At its peak freshness, it was undoubtedly an unappetizing way for beleaguered soldiers to get some much needed nourishment, so you can only imagine how nightmarish it is to eat 117 years after it was packaged. You can see Steve shaking as he takes a nibble, but I’m almost certain I was shaking even more watching him.

Believe it or not, this is actually the second oldest ration that Steve has taste-tested; the oldest being a piece of cracker-like hardtack that dated back to the Civil War. But munching on the world’s stalest cracker is one thing, sampling a 117-year-old can of organic meat is another. A century of storage turned the beef into what looks like a dry clump of dirt, and Steve confirmed the taste was not that far off from soil.
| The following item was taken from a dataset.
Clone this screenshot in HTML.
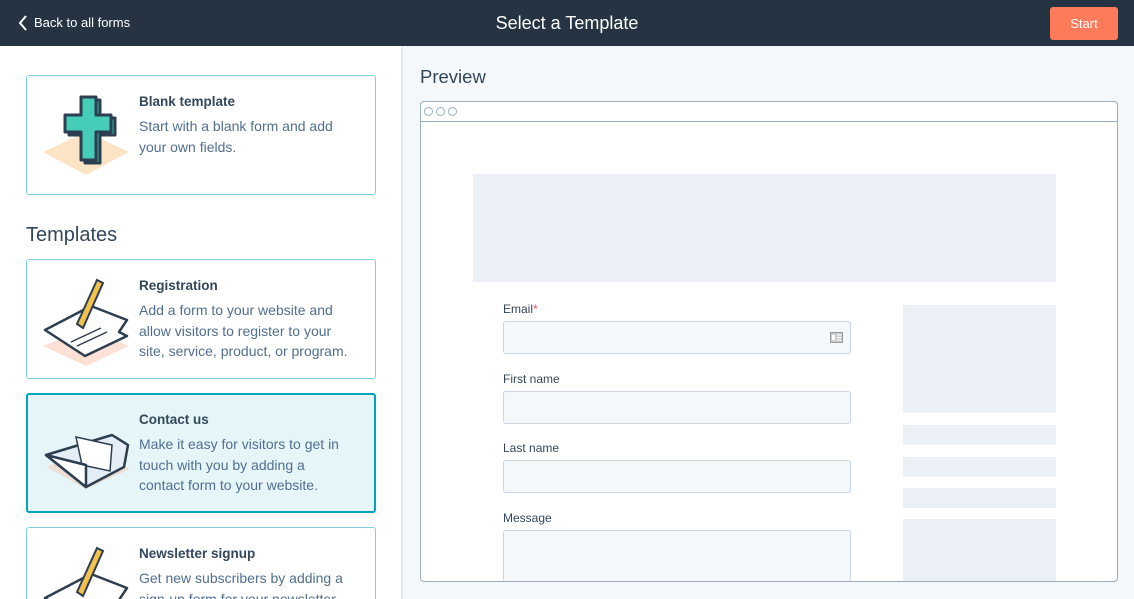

The tin also included alternate preparation instructions, which had soldiers boiling the beef for an hour to make a broth. Steve tried that approach too, which yielded an earthy paste that looked somewhere between sloppy joe’s and refried beans, but tasted no where near as appetizing as that sounds. There’s a video posted after this one on Steve’s YouTube channel, which I’m sincerely hoping is proof that he and his intestines survived this experiment. It clearly wasn’t a pleasant experience, but I’m impressed that 19th century food science was advanced enough to make beef survive over a hundred years.